In an interview to Radio Svoboda, Alexander Cherkasov, Head of the Board of Memorial, pointed to the absurdity of the situation.  The organization is, in full, the ‘International Memorial Society’.  How can an international NGO be labelled a ‘foreign agent’?  In fact, Cherkasov notes, Russia’s Constitutional Court has left no scope for doubt or rhetorical questions.  In April 2014, it judged that international NGOs cannot be foreign agents.  Yet the check was ordered and is being carried out. 

Cherkasov suggests that the new search is not necessarily the latest attack on Memorial, but rather a mechanism which works blindly, without engaging the brain.  “This mechanism methodically finds anything that moves to be a foreign agent.”

This mechanism has certainly already targeted some parts of Memorial like the Memorial Human Rights Centre which was labelled a foreign agent back in 2013.  Memorial HRC has no political agenda at all, but it has for many years monitored human rights abuse in Chechnya and the northern Caucuses, and politically motivated prosecutions throughout the Russian Federation and, recently, Russian-occupied Crimea. 

Cherkasov says that one of the results has been that they spend much more time and effort on total nonsense. They have to provide detailed reports to the justice ministry four times a year, and there is an annual check for which they have to provide a huge number of documents.

They received a large fine last year for material which wasn’t labelled ‘foreign agent’, and another such case, on the basis of a denunciation, is pending. They are, in fact, not putting ‘foreign agent’ on their publications, meaning that in principle, they could be closed.  Another problem is that some government structures refuse to work with organizations labelled as ‘foreign agents’.

Then in October 2015, the justice ministry came up with some very serious allegations against Memorial HRC, claiming that it was undermining the foundations of the Russian Federation’s constitutional order and calling for the overthrow of the regime.
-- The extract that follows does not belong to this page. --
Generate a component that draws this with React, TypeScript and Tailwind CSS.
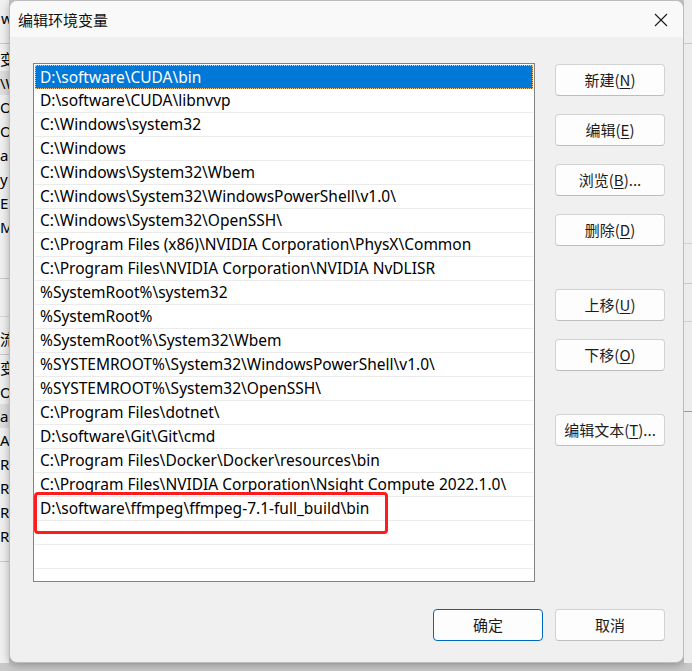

Memorial HRC, according to the justice ministry, was “undermining the foundations of the constitutional order” by forming negative public opinion “regarding the state policy undertaken by the highest bodies of State power; by expressing disagreement with the decisions and actions of the said Institutes of power, with the results of criminal investigations and court verdicts on high-profile criminal cases”.

The examples cited included Memorial HRC’s statement on July 29, 2014 that Russia’s actions against Ukraine fall under the definition of aggression.  “In the view of the organization’s leaders,  there was direct engagement by Russian soldiers in fight on the territory of another country. – against the legitimate authorities of a neighbouring country”.
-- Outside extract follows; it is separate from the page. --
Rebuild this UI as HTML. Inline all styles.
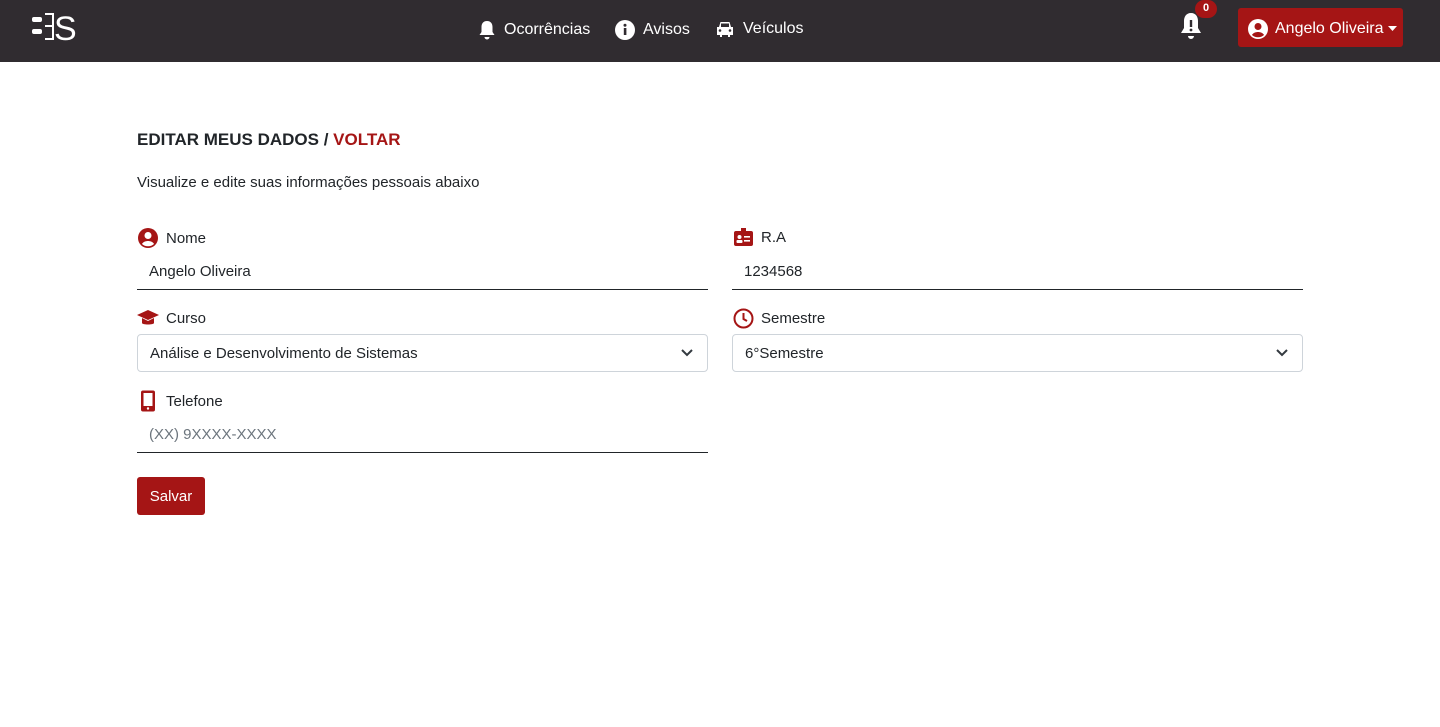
<!DOCTYPE html>
<html><head><meta charset="utf-8">
<style>
*{box-sizing:border-box;margin:0;padding:0}
body{width:1440px;height:727px;background:#fff;font-family:"Liberation Sans",sans-serif;color:#212529;position:relative;overflow:hidden}
nav{position:absolute;left:0;top:0;width:1440px;height:62px;background:#302c30}
.nl{position:absolute;top:20px;color:#fff;font-size:16px;display:flex;align-items:center;gap:8px}
.user{position:absolute;left:1238px;top:8px;width:165px;height:39px;background:#a51515;border-radius:3px;color:#fff;font-size:16px;display:flex;align-items:center;padding-left:10px;gap:7px;padding-top:2px}
.badge{position:absolute;left:1195px;top:0;width:22px;height:18px;border-radius:9px;background:#a51515;color:#fff;font-size:11px;font-weight:bold;text-align:center;line-height:17px}
h1{position:absolute;left:137px;top:130px;font-size:17px;font-weight:bold;color:#212529}
h1 span{color:#a51515}
.sub{position:absolute;left:137px;top:174px;font-size:15px}
.lbl{position:absolute;font-size:15px;display:flex;align-items:center;gap:7px}
.inp{position:absolute;height:37px;border-bottom:1px solid #212529;font-size:15px;padding-left:12px;line-height:38px}
.sel{position:absolute;height:38px;border:1px solid #ced4da;border-radius:4px;font-size:15px;padding-left:12px;line-height:38px}
.sel svg{position:absolute;right:14px;top:14px}
.btn{position:absolute;left:137px;top:477px;width:68px;height:38px;background:#a51515;color:#fff;border-radius:3px;font-size:15px;text-align:center;line-height:40px}
</style></head><body>
<nav>
 <svg style="position:absolute;left:32px;top:12px" width="48" height="32" viewBox="0 0 48 32">
  <rect x="0" y="5" width="10" height="5" rx="2" fill="#fff"/><rect x="0" y="17" width="10" height="5" rx="2" fill="#fff"/>
  <path d="M13 2H21V27H13M13 14H21" stroke="#fff" stroke-width="2" fill="none"/>
  <text x="22" y="28" fill="#fff" font-family="Liberation Sans" font-size="34">S</text>
 </svg>
 <div class="nl" style="left:478px"><svg width="18" height="20" viewBox="0 0 18 20"><path d="M9 1C5 1 3.5 4 3.5 7V12L1.5 15H16.5L14.5 12V7C14.5 4 13 1 9 1Z M6.5 17A2.5 2.5 0 0 0 11.5 17Z" fill="#fff"/></svg>Ocorrências</div>
 <div class="nl" style="left:615px"><svg width="20" height="20"><circle cx="10" cy="10" r="10" fill="#fff"/><rect x="8.8" y="8" width="2.6" height="7" fill="#302c30"/><circle cx="10" cy="5.3" r="1.5" fill="#302c30"/></svg>Avisos</div>
 <div class="nl" style="left:715px"><svg width="20" height="18" viewBox="0 0 20 18"><path d="M4 7L5.5 2H14.5L16 7H18V15H15V17H13V15H7V17H5V15H2V7Z" fill="#fff"/><rect x="6" y="3.5" width="8" height="3.5" fill="#302c30"/><circle cx="5" cy="10.5" r="1.3" fill="#302c30"/><circle cx="15" cy="10.5" r="1.3" fill="#302c30"/></svg>Veículos</div>
 <svg style="position:absolute;left:1178px;top:12px" width="26" height="28" viewBox="0 0 26 28"><path d="M13 1C8 1 6 5 6 9V16L3 21H23L20 16V9C20 5 18 1 13 1Z M10 24A3 3 0 0 0 16 24Z" fill="#fff"/><rect x="11.8" y="8" width="2.4" height="7" fill="#302c30"/><circle cx="13" cy="18" r="1.4" fill="#302c30"/></svg>
 <div class="badge">0</div>
 <div class="user"><svg width="20" height="20"><circle cx="10" cy="10" r="10" fill="#fff"/><circle cx="10" cy="7.5" r="3.5" fill="#a51515"/><path d="M4 16C6 12 14 12 16 16A9 9 0 0 1 4 16Z" fill="#a51515"/></svg>Angelo Oliveira<svg width="9" height="5" style="margin-left:-3px"><path d="M0 0H9L4.5 5Z" fill="#fff"/></svg></div>
</nav>
<h1>EDITAR MEUS DADOS / <span>VOLTAR</span></h1>
<div class="sub">Visualize e edite suas informações pessoais abaixo</div>

<div class="lbl" style="left:137px;top:227px"><svg width="22" height="22"><circle cx="11" cy="11" r="10" fill="#a51515"/><circle cx="11" cy="8.5" r="3.5" fill="#fff"/><path d="M5 17C7 13 15 13 17 17A9 9 0 0 1 5 17Z" fill="#fff"/></svg>Nome</div>
<div class="inp" style="left:137px;top:253px;width:571px">Angelo Oliveira</div>
<div class="lbl" style="left:733px;top:227px"><svg width="21" height="20" viewBox="0 0 21 20"><rect x="1" y="4" width="19" height="15" rx="2" fill="#a51515"/><rect x="8" y="1" width="5" height="5" fill="#a51515"/><circle cx="6.5" cy="10" r="2" fill="#fff"/><rect x="3.5" y="13" width="6" height="3" rx="1" fill="#fff"/><rect x="11" y="9" width="6" height="1.6" fill="#fff"/><rect x="11" y="13" width="6" height="1.6" fill="#fff"/></svg>R.A</div>
<div class="inp" style="left:732px;top:253px;width:571px">1234568</div>

<div class="lbl" style="left:137px;top:308px"><svg width="22" height="20" viewBox="0 0 22 20"><path d="M11 2L22 7L11 12L0 7Z" fill="#a51515"/><path d="M5 10V15C5 17 17 17 17 15V10L11 13Z" fill="#a51515"/></svg>Curso</div>
<div class="sel" style="left:137px;top:334px;width:571px">Análise e Desenvolvimento de Sistemas<svg width="12" height="8"><path d="M1 1L6 6L11 1" stroke="#343a40" stroke-width="2" fill="none"/></svg></div>
<div class="lbl" style="left:733px;top:308px"><svg width="21" height="21"><circle cx="10.5" cy="10.5" r="9" stroke="#a51515" stroke-width="2" fill="none"/><path d="M10.5 5V11L14 13" stroke="#a51515" stroke-width="2" fill="none"/></svg>Semestre</div>
<div class="sel" style="left:732px;top:334px;width:571px">6°Semestre<svg width="12" height="8"><path d="M1 1L6 6L11 1" stroke="#343a40" stroke-width="2" fill="none"/></svg></div>

<div class="lbl" style="left:137px;top:390px"><svg width="22" height="22" viewBox="0 0 22 22"><rect x="4" y="0.5" width="14" height="21" rx="2" fill="#a51515"/><rect x="6.5" y="3" width="9" height="13" fill="#fff"/><circle cx="11" cy="18.5" r="1.2" fill="#fff"/></svg>Telefone</div>
<div class="inp" style="left:137px;top:416px;width:571px;color:#6c757d">(XX) 9XXXX-XXXX</div>

<div class="btn">Salvar</div>
</body></html>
The same Ministry officials noted that Memorial HRC had condemned the sentence passed by a Moscow court over the so-called 2012 anti-Putin protests on Bolotnaya Square.   They repeat the authorities’ claims about the protests, then conclude that Memorial HRC “is expressing disagreement with a verdict passed by the Zamoskvoretsky District Court in Moscow, in the name of the Russian Federation, with respect to the above-named individuals who organized mass riots, took part in them, called others to mass riots and violence against citizens, and to active participation in mass riots”.
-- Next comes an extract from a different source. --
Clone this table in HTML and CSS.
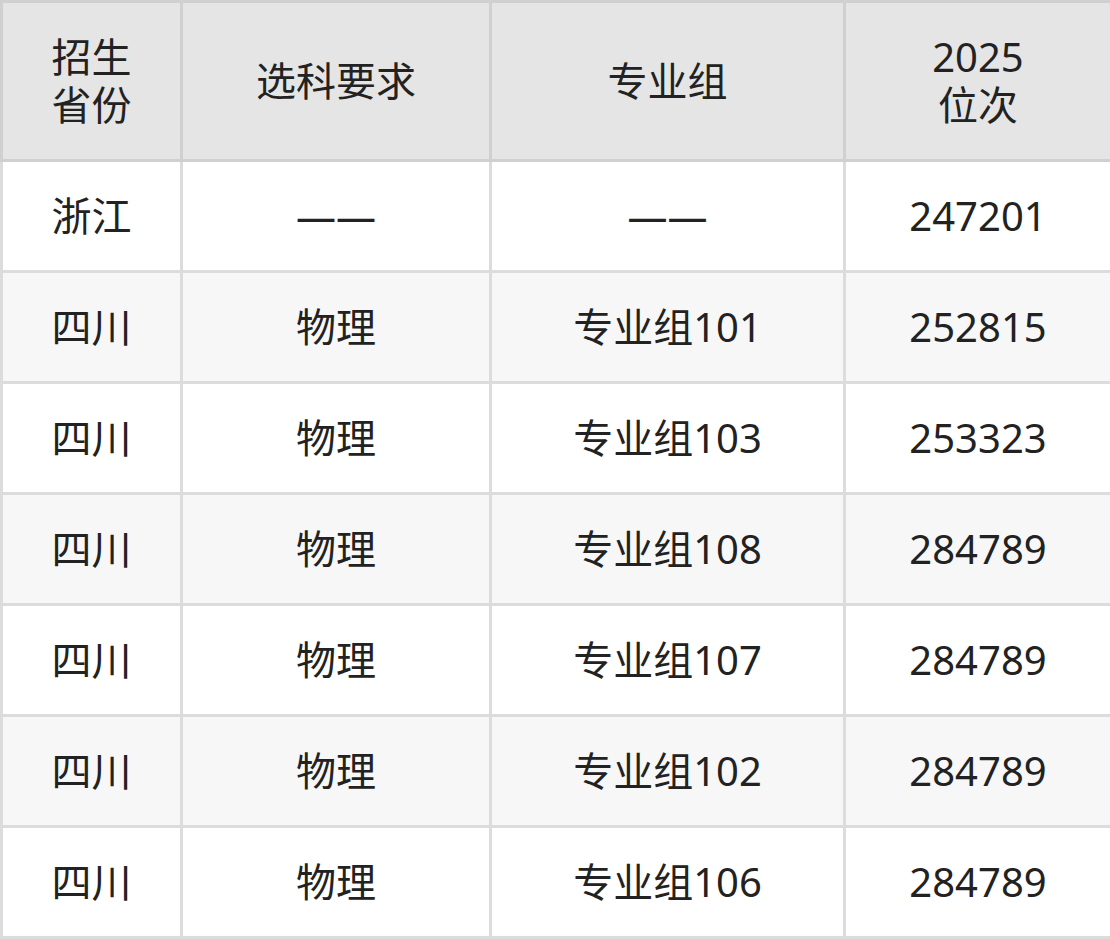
FILE: index.html
```html
<!DOCTYPE html>
<html lang="zh">
<head>
<meta charset="utf-8">
<link rel="stylesheet" href="styles.css">
</head>
<body>
<table class="rank">
  <colgroup>
    <col class="c1"><col class="c2"><col class="c3"><col class="c4">
  </colgroup>
  <thead>
    <tr><th>招生<br>省份</th><th>选科要求</th><th>专业组</th><th>2025<br>位次</th></tr>
  </thead>
  <tbody>
    <tr><td>浙江</td><td>——</td><td>——</td><td>247201</td></tr>
    <tr><td>四川</td><td>物理</td><td>专业组101</td><td>252815</td></tr>
    <tr><td>四川</td><td>物理</td><td>专业组103</td><td>253323</td></tr>
    <tr><td>四川</td><td>物理</td><td>专业组108</td><td>284789</td></tr>
    <tr><td>四川</td><td>物理</td><td>专业组107</td><td>284789</td></tr>
    <tr><td>四川</td><td>物理</td><td>专业组102</td><td>284789</td></tr>
    <tr><td>四川</td><td>物理</td><td>专业组106</td><td>284789</td></tr>
  </tbody>
</table>
</body>
</html>
```

FILE: styles.css
```css
html, body {
  margin: 0;
  padding: 0;
  background: #ffffff;
}
.rank {
  border-collapse: collapse;
  table-layout: fixed;
  width: 1110px;
  font-family: "Noto Sans", "Noto Sans CJK SC", sans-serif;
  font-size: 40px;
  line-height: 48px;
  color: #222222;
}
.c1 { width: 180px; }
.c2 { width: 309px; }
.c3 { width: 354px; }
.c4 { width: 267px; }
.rank th, .rank td {
  text-align: center;
  vertical-align: middle;
  padding: 0;
  font-weight: normal;
}
.rank th {
  height: 156px;
  background: #e5e5e5;
  border: 3px solid #d0d0d0;
}
.rank td {
  height: 108px;
  border: 3px solid #dcdcdc;
}
.rank tbody tr:nth-child(even) td {
  background: #f7f7f7;
}
```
The assessment given by Memorial HRC of the Bolotnaya Square prosecutions has been echoed by Amnesty International and other international NGOs. 

In November 2015, the justice ministry also forcibly added the St Petersburg Memorial Research and Information Centre to its register of so-called ‘foreign agents’.  This was described by Arseny Roginsky from the International Memorial Society as “a huge blow for all those involved in remembering the victims of the Soviet Terror”. 

Under the present Kremlin leadership, Russia is becoming increasingly intent on ‘rehabilitating the perpetrators, including Joseph Stalin, and muffling information about their victims.  The same is true of modern victims, as a glance at the organizations which are forcibly labelled ‘foreign agents’ demonstrates. 

The law on so-called ‘foreign agents’ was first passed in 2012.  Russian NGOs engaged in something termed ‘political activity’ and receiving any funding from abroad had to register as a ‘foreign agent’.  The law was boycotted by a lot of civic organizations, so in June 2014 Putin signed into force a law which allows the Justice Ministry to forcibly include organizations on the register with this significantly restricting their rights and possibilities.  A new law which Putin signed exactly one year later was slammed by rights organizations as being aimed at destroying civil society altogether.  ‘Political activity’ has been so widely defined that it effectively includes criticism of corrupt officials, or groups of citizens who band together in defence of socio-economic rights.  And, now, the Levada Centre which has increasingly been revealing growing dissatisfaction in the country.